Australian consumer confidence slumped by the most in 17 months as a government announcement the budget would remain in deficit overshadowed record low interest rates, a private survey showed.
The sentiment index for May dropped 7 percent to 97.6, a Westpac Banking Corp. (WBC) and Melbourne Institute survey taken May 13-18 of 1,200 adults showed today in Sydney. That was the biggest drop since December 2011 and the first time since October 2012 the figure has fallen below 100, which indicates pessimists outnumber optimists.
Reserve Bank of Australia Governor Glenn Stevens and his board have slashed borrowing costs by 2 percentage points over the past 19 months to 2.75 percent, joining global counterparts in embracing record-low rates in an economy where inflation is contained, mining spending is predicted to crest, and credit growth stays subdued. The government in December abandoned a pledge to return the budget to surplus this fiscal year and last week projected a deficit of A$19.4 billion ($19 billion) in the 12 months to June 30.

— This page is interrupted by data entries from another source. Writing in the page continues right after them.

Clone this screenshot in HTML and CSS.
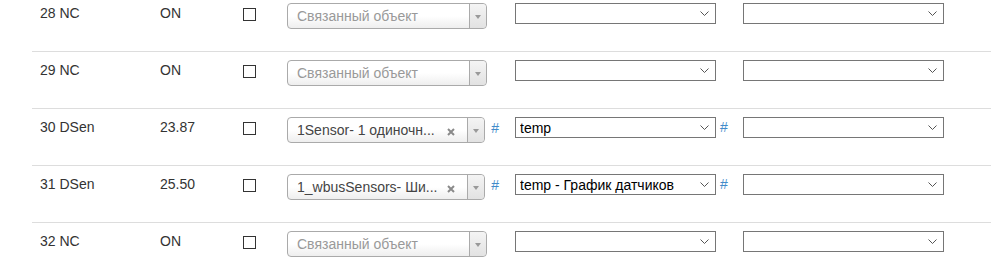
FILE: index.html
```html
<!DOCTYPE html>
<html lang="ru">
<head>
  <meta charset="UTF-8" />
  <meta name="viewport" content="width=device-width, initial-scale=1.0"/>
  <title>Порты</title>
  <link rel="stylesheet" href="styles.css">
</head>
<body>

  <div class="ports">

    <div class="row">
      <div class="cell">28 NC</div>
      <div class="cell">ON</div>
      <div class="cell"><input type="checkbox" class="chk"></div>
      <div class="cell">
        <div class="s2">
          <span class="s2-text empty">Связанный объект</span>
          <span class="s2-arrow"><b></b></span>
        </div>
      </div>
      <div class="cell">
        <span class="sel-wrap"><select class="sel"><option></option></select><svg class="chev" width="9" height="5" viewBox="0 0 9 5"><path d="M0.5 0.5L4.5 4.5L8.5 0.5" fill="none" stroke="#555"/></svg></span>
      </div>
      <div class="cell">
        <span class="sel-wrap"><select class="sel"><option></option></select><svg class="chev" width="9" height="5" viewBox="0 0 9 5"><path d="M0.5 0.5L4.5 4.5L8.5 0.5" fill="none" stroke="#555"/></svg></span>
      </div>
    </div>

    <div class="row">
      <div class="cell">29 NC</div>
      <div class="cell">ON</div>
      <div class="cell"><input type="checkbox" class="chk"></div>
      <div class="cell">
        <div class="s2">
          <span class="s2-text empty">Связанный объект</span>
          <span class="s2-arrow"><b></b></span>
        </div>
      </div>
      <div class="cell">
        <span class="sel-wrap"><select class="sel"><option></option></select><svg class="chev" width="9" height="5" viewBox="0 0 9 5"><path d="M0.5 0.5L4.5 4.5L8.5 0.5" fill="none" stroke="#555"/></svg></span>
      </div>
      <div class="cell">
        <span class="sel-wrap"><select class="sel"><option></option></select><svg class="chev" width="9" height="5" viewBox="0 0 9 5"><path d="M0.5 0.5L4.5 4.5L8.5 0.5" fill="none" stroke="#555"/></svg></span>
      </div>
    </div>

    <div class="row">
      <div class="cell">30 DSen</div>
      <div class="cell">23.87</div>
      <div class="cell"><input type="checkbox" class="chk"></div>
      <div class="cell">
        <div class="s2">
          <span class="s2-text">1Sensor- 1 одиночн...</span>
          <span class="s2-clear"><svg width="8" height="8" viewBox="0 0 8 8"><path d="M1 1L7 7M7 1L1 7" stroke="#8a8a8a" stroke-width="2"/></svg></span>
          <span class="s2-arrow"><b></b></span>
        </div>
        <a class="hash" href="#">#</a>
      </div>
      <div class="cell">
        <span class="sel-wrap"><select class="sel"><option>temp</option></select><svg class="chev" width="9" height="5" viewBox="0 0 9 5"><path d="M0.5 0.5L4.5 4.5L8.5 0.5" fill="none" stroke="#555"/></svg></span>
        <a class="hash sm" href="#">#</a>
      </div>
      <div class="cell">
        <span class="sel-wrap"><select class="sel"><option></option></select><svg class="chev" width="9" height="5" viewBox="0 0 9 5"><path d="M0.5 0.5L4.5 4.5L8.5 0.5" fill="none" stroke="#555"/></svg></span>
      </div>
    </div>

    <div class="row">
      <div class="cell">31 DSen</div>
      <div class="cell">25.50</div>
      <div class="cell"><input type="checkbox" class="chk"></div>
      <div class="cell">
        <div class="s2">
          <span class="s2-text">1_wbusSensors- Ши...</span>
          <span class="s2-clear"><svg width="8" height="8" viewBox="0 0 8 8"><path d="M1 1L7 7M7 1L1 7" stroke="#8a8a8a" stroke-width="2"/></svg></span>
          <span class="s2-arrow"><b></b></span>
        </div>
        <a class="hash" href="#">#</a>
      </div>
      <div class="cell">
        <span class="sel-wrap"><select class="sel"><option>temp - График датчиков</option></select><svg class="chev" width="9" height="5" viewBox="0 0 9 5"><path d="M0.5 0.5L4.5 4.5L8.5 0.5" fill="none" stroke="#555"/></svg></span>
        <a class="hash sm" href="#">#</a>
      </div>
      <div class="cell">
        <span class="sel-wrap"><select class="sel"><option></option></select><svg class="chev" width="9" height="5" viewBox="0 0 9 5"><path d="M0.5 0.5L4.5 4.5L8.5 0.5" fill="none" stroke="#555"/></svg></span>
      </div>
    </div>

    <div class="row">
      <div class="cell">32 NC</div>
      <div class="cell">ON</div>
      <div class="cell"><input type="checkbox" class="chk"></div>
      <div class="cell">
        <div class="s2">
          <span class="s2-text empty">Связанный объект</span>
          <span class="s2-arrow"><b></b></span>
        </div>
      </div>
      <div class="cell">
        <span class="sel-wrap"><select class="sel"><option></option></select><svg class="chev" width="9" height="5" viewBox="0 0 9 5"><path d="M0.5 0.5L4.5 4.5L8.5 0.5" fill="none" stroke="#555"/></svg></span>
      </div>
      <div class="cell">
        <span class="sel-wrap"><select class="sel"><option></option></select><svg class="chev" width="9" height="5" viewBox="0 0 9 5"><path d="M0.5 0.5L4.5 4.5L8.5 0.5" fill="none" stroke="#555"/></svg></span>
      </div>
    </div>

  </div>

</body>
</html>
```

FILE: styles.css
```css
*{margin:0;padding:0;box-sizing:border-box;}
body{font-family:'Liberation Sans',Arial,sans-serif;font-size:14px;line-height:20px;color:#333;background:#fff;overflow:hidden;}

.ports{margin:-6px 0 0 32px;}
.row{display:grid;grid-template-columns:120px 83px 44px 228px 228px 1fr;height:57px;border-top:1px solid #ddd;}
.cell{padding:8px;display:flex;align-items:flex-start;}

.chk{appearance:none;-webkit-appearance:none;width:13px;height:13px;border:1px solid #333;background:#fff;margin-top:5px;}

/* select2-like box */
.s2{display:flex;align-items:center;width:200px;height:26px;border:1px solid #aaa;border-radius:4px;background:linear-gradient(to bottom,#fff 0%,#fff 50%,#eee 100%);}
.s2-text{flex:1;min-width:0;padding-left:9px;white-space:nowrap;color:#444;}
.s2-text.empty{color:#999;}
.s2-clear{width:20px;margin-right:6px;display:flex;justify-content:center;padding-top:3px;}
.s2-arrow{width:17px;height:100%;border-left:1px solid #aaa;border-radius:0 4px 4px 0;background:linear-gradient(to bottom,#f4f4f4,#e2e2e2);display:flex;align-items:center;justify-content:center;}
.s2-arrow b{width:0;height:0;border-left:3px solid transparent;border-right:3px solid transparent;border-top:4px solid #999;margin-top:1px;}

.hash{color:#428bca;text-decoration:none;margin-left:6px;line-height:22px;}
.hash.sm{margin-left:4px;line-height:21px;}

/* plain select with a thin chevron */
.sel-wrap{position:relative;display:block;width:201px;height:21px;}
.sel{appearance:none;-webkit-appearance:none;display:block;width:201px;height:21px;padding:0 18px 0 4px;border:1px solid #767676;border-radius:0;background:#fff;font-family:'Liberation Sans',Arial,sans-serif;font-size:14px;color:#000;}
.chev{position:absolute;right:7px;top:8px;pointer-events:none;}
```
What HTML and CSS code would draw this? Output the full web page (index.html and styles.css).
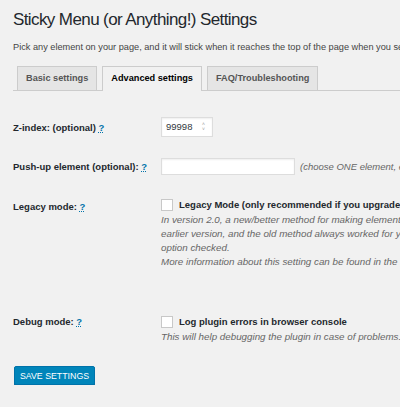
FILE: index.html
```html
<!DOCTYPE html>
<html>
<head>
<meta charset="utf-8">
<link rel="stylesheet" href="styles.css">
</head>
<body>
<div class="wrap">
  <h1 class="title">Sticky Menu (or Anything!) Settings</h1>
  <p class="intro">Pick any element on your page, and it will stick when it reaches the top of the page when you se</p>
  <nav class="tabs">
    <span class="tab">Basic settings</span>
    <span class="tab active">Advanced settings</span>
    <span class="tab">FAQ/Troubleshooting</span>
  </nav>
  <div class="form">
    <div class="row row-z">
      <div class="label">Z-index: (optional) <a class="help">?</a></div>
      <div class="field">
        <div class="num">99998<span class="spin">&#x2C4;<br>&#x2C5;</span></div>
      </div>
    </div>
    <div class="row row-push">
      <div class="label">Push-up element (optional): <a class="help">?</a></div>
      <div class="field inline">
        <div class="text-input"></div>
        <span class="hint">(choose ONE element, e.g.</span>
      </div>
    </div>
    <div class="row row-legacy">
      <div class="label">Legacy mode: <a class="help">?</a></div>
      <div class="field">
        <div class="check"><span class="box"></span>Legacy Mode (only recommended if you upgraded</div>
        <p class="desc">In version 2.0, a new/better method for making elements<br>earlier version, and the old method always worked for you<br>option checked.<br>More information about this setting can be found in the</p>
      </div>
    </div>
    <div class="row row-debug">
      <div class="label">Debug mode: <a class="help">?</a></div>
      <div class="field">
        <div class="check"><span class="box"></span>Log plugin errors in browser console</div>
        <p class="desc">This will help debugging the plugin in case of problems.</p>
      </div>
    </div>
  </div>
  <button class="save">SAVE SETTINGS</button>
</div>
</body>
</html>
```

FILE: styles.css
```css
html, body {
  margin: 0;
  padding: 0;
  background: #f1f1f1;
  overflow: hidden;
}
body {
  width: 400px;
  height: 407px;
  font-family: "Liberation Sans", Arial, sans-serif;
  color: #23282d;
}
.wrap {
  padding: 0 0 0 13px;
  white-space: nowrap;
  overflow: hidden;
}
.title {
  margin: 0;
  padding-top: 9px;
  font-size: 17px;
  letter-spacing: -0.6px;
  font-weight: 400;
  line-height: 22px;
  color: #23282d;
}
.intro {
  margin: 10px 0 0;
  font-size: 9.2px;
  line-height: 12px;
  color: #444;
}
.tabs {
  display: flex;
  margin-top: 13px;
  padding-left: 4px;
  border-bottom: 1px solid #ccc;
  height: 24px;
  gap: 5px;
}
.tab {
  display: block;
  height: 23px;
  line-height: 23px;
  padding: 0 8px;
  background: #e5e5e5;
  border: 1px solid #ccc;
  border-bottom: none;
  font-size: 9.2px;
  font-weight: 700;
  color: #555;
}
.tab.active {
  background: #f1f1f1;
  color: #000;
  height: 24px;
  margin-bottom: -1px;
}
.form {
  margin-top: 26px;
}
.row {
  display: flex;
  font-size: 9.5px;
}
.label {
  width: 148px;
  flex: none;
  font-weight: 700;
  color: #23282d;
}
.help {
  color: #0073aa;
  text-decoration: underline;
  text-decoration-style: dotted;
}
.row-z .label { padding-top: 5px; }
.row-z { height: 41px; }
.num {
  width: 46px;
  height: 18px;
  background: #fff;
  border: 1px solid #ddd;
  box-shadow: inset 0 1px 2px rgba(0,0,0,.07);
  font-size: 9.5px;
  line-height: 18px;
  padding-left: 4px;
  position: relative;
  color: #32373c;
}
.spin {
  position: absolute;
  right: 7px;
  top: 4px;
  font-size: 5px;
  line-height: 5px;
  color: #999;
}
.row-push { height: 40px; }
.row-push .label { padding-top: 3px; }
.inline { display: flex; align-items: center; align-self: flex-start; }
.text-input {
  width: 132px;
  height: 15px;
  background: #fff;
  border: 1px solid #ddd;
  box-shadow: inset 0 1px 2px rgba(0,0,0,.07);
}
.hint {
  margin-left: 5px;
  font-style: italic;
  color: #666;
}
.row-legacy { height: 117px; }
.row-legacy .label { padding-top: 3px; }
.check {
  display: flex;
  align-items: center;
  font-weight: 700;
  color: #23282d;
  height: 13px;
}
.box {
  width: 10px;
  height: 10px;
  background: #fff;
  border: 1px solid #c8c8c8;
  margin-right: 6px;
  flex: none;
}
.desc {
  margin: 2px 0 0;
  font-style: italic;
  color: #666;
  line-height: 14px;
  font-size: 9.8px;
}
.row-debug { height: 51px; }
.row-debug .label { padding-top: 1px; }
.save {
  display: block;
  margin-top: 0;
  margin-left: 1px;
  width: 81px;
  height: 19px;
  padding: 0;
  background: #0085ba;
  border: 1px solid #0073aa;
  border-radius: 2px;
  box-shadow: 0 1px 0 #006799;
  color: #fff;
  font-family: "Liberation Sans", Arial, sans-serif;
  font-size: 8.8px;
  font-weight: 400;
}
```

“The results confirm our reasonable assumption that this weakness in confidence is being driven by a sharply negative response to the budget,” said Bill Evans, Westpac’s chief economist. “We expect that the dissatisfaction is not only due to concerns around some of the savings measures in the budget but also the sharp deterioration in the fiscal position, renewed fears about the overall state of the economy. These concerns are also likely to have been fuelled by the surprise fall in the Australian dollar before and during the survey period.”
The local currency has dropped 4.5 percent in the past month, the worst performer among the 16 major currencies tracked by Bloomberg.